Carry none of the pictures over; write out the complete data exactly.

[begin DATASET EXTRACT]

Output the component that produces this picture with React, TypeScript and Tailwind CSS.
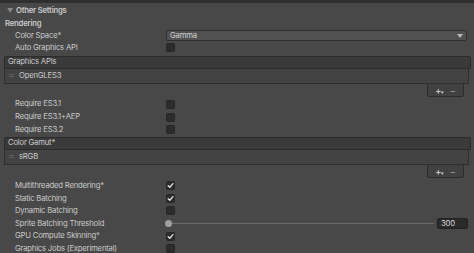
import React from 'react';

const Checkbox = ({ checked = false }: { checked?: boolean }) => (
  <div className="flex h-[9px] w-[9px] items-center justify-center rounded-[1.5px] border border-[#262626] bg-[#2c2c2c]">
    {checked && (
      <svg width="7" height="7" viewBox="0 0 8 8">
        <path d="M1.3 4.3 L3.2 6 L6.8 1.8" fill="none" stroke="#e8e8e8" strokeWidth="1.4" strokeLinecap="round" strokeLinejoin="round" />
      </svg>
    )}
  </div>
);

const Row = ({ label, h = 'h-[12.6px]', children }: { label: string; h?: string; children?: React.ReactNode }) => (
  <div className={`flex items-center ${h}`}>
    <div className="w-[166px] shrink-0 pl-[15px] whitespace-nowrap">{label}</div>
    <div className="flex flex-1 items-center">{children}</div>
  </div>
);

const ReorderList = ({ title, item }: { title: string; item: string }) => (
  <div className="flex flex-col pl-[4px] pr-[3px]">
    <div className="flex h-[13px] items-center rounded-t-[2px] border border-[#2b2b2b] bg-[#3a3a3a] pl-[3px]">{title}</div>
    <div className="mr-[2px] flex h-[15px] items-center border-x border-b border-[#2e2e2e] bg-[#434343]">
      <div className="ml-[4px] mr-[5px] flex w-[5px] flex-col gap-[1px]">
        <div className="h-px bg-[#5e5e5e]" />
        <div className="h-px bg-[#5e5e5e]" />
      </div>
      {item}
    </div>
    <div className="flex justify-end pr-[7px]">
      <div className="flex h-[13px] w-[37px] items-center justify-center gap-[8px] rounded-b-[3px] border-x border-b border-[#2c2c2c] bg-[#414141] text-[#d8d8d8]">
        <span className="relative text-[10px] leading-none">
          +<span className="absolute -right-[2px] bottom-0 text-[5px]">▾</span>
        </span>
        <span className="text-[10px] leading-none text-[#9a9a9a]">−</span>
      </div>
    </div>
  </div>
);

export default function App() {
  return (
    <div className="h-[253px] w-[474px] overflow-hidden bg-[#484848] text-[7.7px] tracking-[-0.2px] text-[#cacaca] [font-family:Inter,'Liberation_Sans',sans-serif]">
      <div className="h-[3px] bg-[#2f2f2f]" />
      <div className="flex h-[15px] items-center pl-[7px] font-semibold">
        <span className="mr-[3px] text-[6px] text-[#8a8a8a]">▼</span>
        Other Settings
      </div>
      <div className="flex h-[12px] items-center pl-[5px] font-semibold">Rendering</div>
      <Row label="Color Space*" h="h-[11.5px]">
        <div className="flex h-[11px] w-[301px] items-center justify-between rounded-[2px] border border-[#303030] bg-[#515151] pl-[3px] pr-[3px] text-[#d4d4d4]">
          Gamma
          <svg width="6" height="4" viewBox="0 0 6 4">
            <path d="M0 0 H6 L3 4 Z" fill="#b8b8b8" />
          </svg>
        </div>
      </Row>
      <Row label="Auto Graphics API" h="h-[12px]">
        <Checkbox />
      </Row>
      <div className="h-[2px]" />
      <ReorderList title="Graphics APIs" item="OpenGLES3" />
      <div className="h-[1px]" />
      <Row label="Require ES3.1" h="h-[13px]">
        <Checkbox />
      </Row>
      <Row label="Require ES3.1+AEP" h="h-[13px]">
        <Checkbox />
      </Row>
      <Row label="Require ES3.2" h="h-[12.5px]">
        <Checkbox />
      </Row>
      <div className="h-[0.5px]" />
      <ReorderList title="Color Gamut*" item="sRGB" />
      <div className="h-[2px]" />
      <Row label="Multithreaded Rendering*">
        <Checkbox checked />
      </Row>
      <Row label="Static Batching">
        <Checkbox checked />
      </Row>
      <Row label="Dynamic Batching">
        <Checkbox />
      </Row>
      <Row label="Sprite Batching Threshold">
        <div className="flex flex-1 items-center pr-[6px]">
          <div className="relative flex flex-1 items-center">
            <div className="h-px flex-1 bg-[#6a6a6a]" />
            <div className="absolute -left-[1px] h-[7px] w-[7px] rounded-full bg-[#a0a0a0]" />
          </div>
          <div className="ml-[3px] flex h-[11px] w-[31px] items-center rounded-[2px] border border-[#222] bg-[#2a2a2a] pl-[3px] text-[#d8d8d8]">300</div>
        </div>
      </Row>
      <Row label="GPU Compute Skinning*">
        <Checkbox checked />
      </Row>
      <Row label="Graphics Jobs (Experimental)">
        <Checkbox />
      </Row>
    </div>
  );
}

[end DATASET EXTRACT]

** RESULT FOR THIS EXERCISE **
Output the component that produces this picture with React, TypeScript and Tailwind CSS.
import React from 'react';

const Checkbox = ({ checked = false }: { checked?: boolean }) => (
  <div className="flex h-[9px] w-[9px] items-center justify-center rounded-[1.5px] border border-[#262626] bg-[#2c2c2c]">
    {checked && (
      <svg width="7" height="7" viewBox="0 0 8 8">
        <path d="M1.3 4.3 L3.2 6 L6.8 1.8" fill="none" stroke="#e8e8e8" strokeWidth="1.4" strokeLinecap="round" strokeLinejoin="round" />
      </svg>
    )}
  </div>
);

const Row = ({ label, h = 'h-[12.6px]', children }: { label: string; h?: string; children?: React.ReactNode }) => (
  <div className={`flex items-center ${h}`}>
    <div className="w-[166px] shrink-0 pl-[15px] whitespace-nowrap">{label}</div>
    <div className="flex flex-1 items-center">{children}</div>
  </div>
);

const ReorderList = ({ title, item }: { title: string; item: string }) => (
  <div className="flex flex-col pl-[4px] pr-[3px]">
    <div className="flex h-[13px] items-center rounded-t-[2px] border border-[#2b2b2b] bg-[#3a3a3a] pl-[3px]">{title}</div>
    <div className="mr-[2px] flex h-[15px] items-center border-x border-b border-[#2e2e2e] bg-[#434343]">
      <div className="ml-[4px] mr-[5px] flex w-[5px] flex-col gap-[1px]">
        <div className="h-px bg-[#5e5e5e]" />
        <div className="h-px bg-[#5e5e5e]" />
      </div>
      {item}
    </div>
    <div className="flex justify-end pr-[7px]">
      <div className="flex h-[13px] w-[37px] items-center justify-center gap-[8px] rounded-b-[3px] border-x border-b border-[#2c2c2c] bg-[#414141] text-[#d8d8d8]">
        <span className="relative text-[10px] leading-none">
          +<span className="absolute -right-[2px] bottom-0 text-[5px]">▾</span>
        </span>
        <span className="text-[10px] leading-none text-[#9a9a9a]">−</span>
      </div>
    </div>
  </div>
);

export default function App() {
  return (
    <div className="h-[253px] w-[474px] overflow-hidden bg-[#484848] text-[7.7px] tracking-[-0.2px] text-[#cacaca] [font-family:Inter,'Liberation_Sans',sans-serif]">
      <div className="h-[3px] bg-[#2f2f2f]" />
      <div className="flex h-[15px] items-center pl-[7px] font-semibold">
        <span className="mr-[3px] text-[6px] text-[#8a8a8a]">▼</span>
        Other Settings
      </div>
      <div className="flex h-[12px] items-center pl-[5px] font-semibold">Rendering</div>
      <Row label="Color Space*" h="h-[11.5px]">
        <div className="flex h-[11px] w-[301px] items-center justify-between rounded-[2px] border border-[#303030] bg-[#515151] pl-[3px] pr-[3px] text-[#d4d4d4]">
          Gamma
          <svg width="6" height="4" viewBox="0 0 6 4">
            <path d="M0 0 H6 L3 4 Z" fill="#b8b8b8" />
          </svg>
        </div>
      </Row>
      <Row label="Auto Graphics API" h="h-[12px]">
        <Checkbox />
      </Row>
      <div className="h-[2px]" />
      <ReorderList title="Graphics APIs" item="OpenGLES3" />
      <div className="h-[1px]" />
      <Row label="Require ES3.1" h="h-[13px]">
        <Checkbox />
      </Row>
      <Row label="Require ES3.1+AEP" h="h-[13px]">
        <Checkbox />
      </Row>
      <Row label="Require ES3.2" h="h-[12.5px]">
        <Checkbox />
      </Row>
      <div className="h-[0.5px]" />
      <ReorderList title="Color Gamut*" item="sRGB" />
      <div className="h-[2px]" />
      <Row label="Multithreaded Rendering*">
        <Checkbox checked />
      </Row>
      <Row label="Static Batching">
        <Checkbox checked />
      </Row>
      <Row label="Dynamic Batching">
        <Checkbox />
      </Row>
      <Row label="Sprite Batching Threshold">
        <div className="flex flex-1 items-center pr-[6px]">
          <div className="relative flex flex-1 items-center">
            <div className="h-px flex-1 bg-[#6a6a6a]" />
            <div className="absolute -left-[1px] h-[7px] w-[7px] rounded-full bg-[#a0a0a0]" />
          </div>
          <div className="ml-[3px] flex h-[11px] w-[31px] items-center rounded-[2px] border border-[#222] bg-[#2a2a2a] pl-[3px] text-[#d8d8d8]">300</div>
        </div>
      </Row>
      <Row label="GPU Compute Skinning*">
        <Checkbox checked />
      </Row>
      <Row label="Graphics Jobs (Experimental)">
        <Checkbox />
      </Row>
    </div>
  );
}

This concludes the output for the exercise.